Ces énormes différences entre la dette du seul gouvernement et l’endettement global (gouvernement, municipalités, réseaux et autres passifs) sont le résultat d’une application abusive de la méthode de l’OCDE qui consiste à imputer à ces gouvernements de second palier une portion de la dette du gouvernement central, proportionnelle au poids de l’économie considérée dans l’ensemble du pays, et à inclure cette portion dans le calcul de l’endettement global.

Pour le Québec et l’Ontario, cela consiste à inclure respectivement 20 % et 40 % de la dette du gouvernement fédéral contractée sur les marchés, augmentée des autres passifs comme les comptes à payer, soit 20 % et 40 % d’un montant de plus de 600 milliards en 2009. Pour la Californie, l’ajout représente 13,5 % de l’énorme dette du gouvernement des États-Unis contractée sur les marchés, de 8 500 milliards en 2009.

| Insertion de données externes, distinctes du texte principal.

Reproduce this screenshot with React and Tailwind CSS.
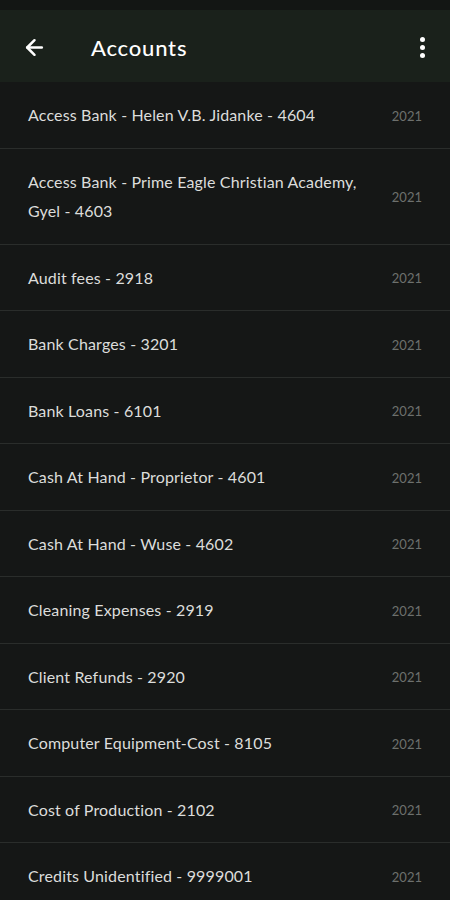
import { ArrowLeft } from "lucide-react";

const accounts = [
  "Access Bank - Helen V.B. Jidanke - 4604",
  "Access Bank - Prime Eagle Christian Academy, Gyel - 4603",
  "Audit fees - 2918",
  "Bank Charges - 3201",
  "Bank Loans - 6101",
  "Cash At Hand - Proprietor - 4601",
  "Cash At Hand - Wuse - 4602",
  "Cleaning Expenses - 2919",
  "Client Refunds - 2920",
  "Computer Equipment-Cost - 8105",
  "Cost of Production - 2102",
  "Credits Unidentified - 9999001",
];

export default function App() {
  return (
    <div
      className="flex flex-col h-[900px] overflow-hidden bg-[#151716] text-[#e2e3e1]"
      style={{ fontFamily: "Lato, 'Noto Sans', sans-serif" }}
    >
      <div className="h-[10px] shrink-0 bg-[#131614]" />
      <header className="flex shrink-0 items-center h-[72px] bg-[#1a211b] pt-[3px] pl-[22px] pr-[25px]">
        <ArrowLeft size={25} strokeWidth={2.4} className="text-white" />
        <h1 className="ml-[44px] text-[22px] tracking-[0.8px] font-medium text-white">Accounts</h1>
        <div className="ml-auto flex flex-col gap-[3px] items-center">
          <span className="w-[5px] h-[5px] rounded-full bg-white" />
          <span className="w-[5px] h-[5px] rounded-full bg-white" />
          <span className="w-[5px] h-[5px] rounded-full bg-white" />
        </div>
      </header>
      <ul className="flex flex-col shrink-0">
        {accounts.map((name) => (
          <li
            key={name}
            className="flex items-center border-b border-[#2a2d2b] pl-[28px] pr-[28px] py-[18px]"
          >
            <span className="flex-1 pr-[20px] text-[16px] tracking-[0.15px] leading-[29.5px] text-[#dcdddb]">
              {name}
            </span>
            <span className="mt-[3px] text-[13px] text-[#6d706d]">2021</span>
          </li>
        ))}
      </ul>
    </div>
  );
}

Ces ajouts représentent respectivement 43 %, 53 % et 70 % de l’endettement global du Québec, de l’Ontario et de la Californie. L’énorme gonflement de l’endettement de ces entités économiques de second palier est tout à fait injustifié, parce qu’elles n’ont eu aucune responsabilité dans les décisions qui ont mené à l’accumulation des dettes du gouvernement central et qu’elles n’ont aucune responsabilité à l’égard du paiement de cette dette.

Leur endettement brut réel en pourcentage du PIB calculé correctement selon la méthode de l’OCDE, sans inclure une portion de la dette du gouvernement central, est respectivement de 54 %, 38 % et 27 %, nettement sous la moyenne de l’OCDE.

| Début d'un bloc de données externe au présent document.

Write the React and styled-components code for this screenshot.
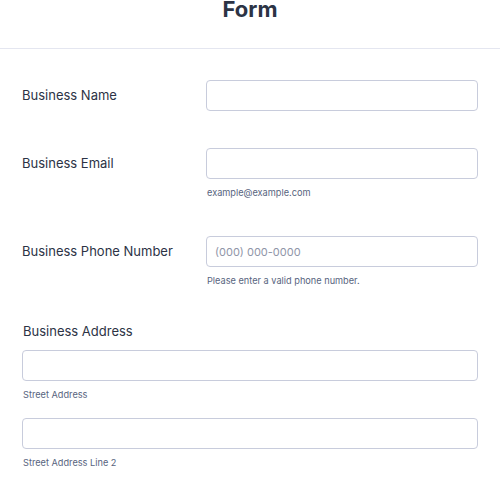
import React from "react";
import styled, { createGlobalStyle } from "styled-components";

const GlobalStyle = createGlobalStyle`
  html, body {
    margin: 0;
    padding: 0;
    background: #fff;
    font-family: Inter, "Noto Sans", sans-serif;
    color: #2c3345;
    overflow: hidden;
  }
  * {
    box-sizing: border-box;
  }
`;

const Page = styled.div`
  width: 500px;
  height: 484px;
  overflow: hidden;
  background: #fff;
`;

const Header = styled.header`
  height: 49px;
  display: flex;
  justify-content: center;
  align-items: flex-start;
  border-bottom: 1px solid #e4e6f0;
`;

const Title = styled.h1`
  margin: -4px 0 0;
  font-size: 22px;
  line-height: 26px;
  font-weight: 700;
  color: #2c3345;
`;

const Body = styled.form`
  display: flex;
  flex-direction: column;
  padding: 31px 22px 0;
`;

const Row = styled.div`
  display: grid;
  grid-template-columns: 184px 1fr;
  align-items: start;
  margin-bottom: ${(p) => p.gap || 37}px;
`;

const Label = styled.label`
  font-size: 13px;
  line-height: 31px;
  font-weight: 400;
  color: #2c3345;
`;

const BlockLabel = styled.label`
  display: block;
  padding-left: 1px;
  font-size: 13px;
  line-height: 18px;
  font-weight: 400;
  color: #2c3345;
  margin-bottom: 10px;
`;

const Field = styled.div`
  display: flex;
  flex-direction: column;
`;

const TextInput = styled.input`
  width: 100%;
  height: 31px;
  padding: 0 8px;
  border: 1px solid #c8ccdc;
  border-radius: 4px;
  background: #fff;
  font-family: Inter, "Noto Sans", sans-serif;
  font-size: 11px;
  color: #2c3345;
  outline: none;

  &::placeholder {
    color: #8f95a8;
  }
`;

const Sub = styled.span`
  margin-top: 6px;
  padding-left: 1px;
  font-size: 9.2px;
  line-height: 15px;
  color: #57647e;
`;

const AddressBlock = styled.div`
  display: flex;
  flex-direction: column;
  gap: 16px;
`;

export default function App() {
  return (
    <Page>
      <GlobalStyle />
      <Header>
        <Title>Form</Title>
      </Header>
      <Body>
        <Row>
          <Label>Business Name</Label>
          <Field>
            <TextInput type="text" />
          </Field>
        </Row>
        <Row gap={36}>
          <Label>Business Email</Label>
          <Field>
            <TextInput type="email" />
            <Sub>example@example.com</Sub>
          </Field>
        </Row>
        <Row gap={34}>
          <Label>Business Phone Number</Label>
          <Field>
            <TextInput type="tel" placeholder="(000) 000-0000" />
            <Sub>Please enter a valid phone number.</Sub>
          </Field>
        </Row>
        <div>
          <BlockLabel>Business Address</BlockLabel>
          <AddressBlock>
            <Field>
              <TextInput type="text" />
              <Sub>Street Address</Sub>
            </Field>
            <Field>
              <TextInput type="text" />
              <Sub>Street Address Line 2</Sub>
            </Field>
          </AddressBlock>
        </div>
      </Body>
    </Page>
  );
}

Conçue pour comparer l’endettement de l’ensemble des administrations publiques d’États qui ont un gouvernement central et des gouvernements de niveaux inférieurs, la méthode de calcul de l’OCDE ne tient plus la route lorsqu’on veut l’utiliser pour effectuer un calcul analogue pour un gouvernement ou une administration de second palier, et qu’on la modifie à cette fin en imputant à ce gouvernement une part de la dette du gouvernement central. Les résultats qui viennent d’être établis le démontrent par l’absurde.

 

« Le reflet le plus fidèle de la situation financière »

En utilisant cette méthode illégitime pour mesurer l’endettement global du Québec et noircir ainsi indûment le portrait qu’il en donne, le gouvernement tient deux discours contradictoires. Chaque année, dans un encadré de son Plan budgétaire, il fait état de l’évaluation de la dette du Québec qu’il transmet aux autorités de réglementation des marchés financiers des États-Unis, de la Grande-Bretagne et d’autres pays prêteurs, une évaluation qu’il définit comme celle qui « reflète le plus fidèlement possible sa situation financière ».

Cette évaluation n’inclut pas, il va sans dire, la portion de la dette du gouvernement du Canada qui est imputée au Québec dans l’application fautive de la méthode de l’OCDE, ainsi que les éléments généralement considérés comme « hors dette » comme les comptes à payer.

Elle inclut par contre la dette d’Hydro-Québec et celle des autres entreprises du gouvernement. Celle évaluation représentait 60 % du PIB le 31 mars 2009 et 63 % du PIB le 31 mars 2010. Nous sommes loin du sensationnaliste 94,5 % auquel trop d’observateurs se sont accrochés spontanément sans s’interroger sur sa validité.

Personne ne doit minimiser l’importance de la dette du Québec, mais personne ne devrait non plus s’autoriser à en présenter un portrait indûment gonflé, et encore moins à y incorporer pour ce faire des éléments qui n’en font pas partie.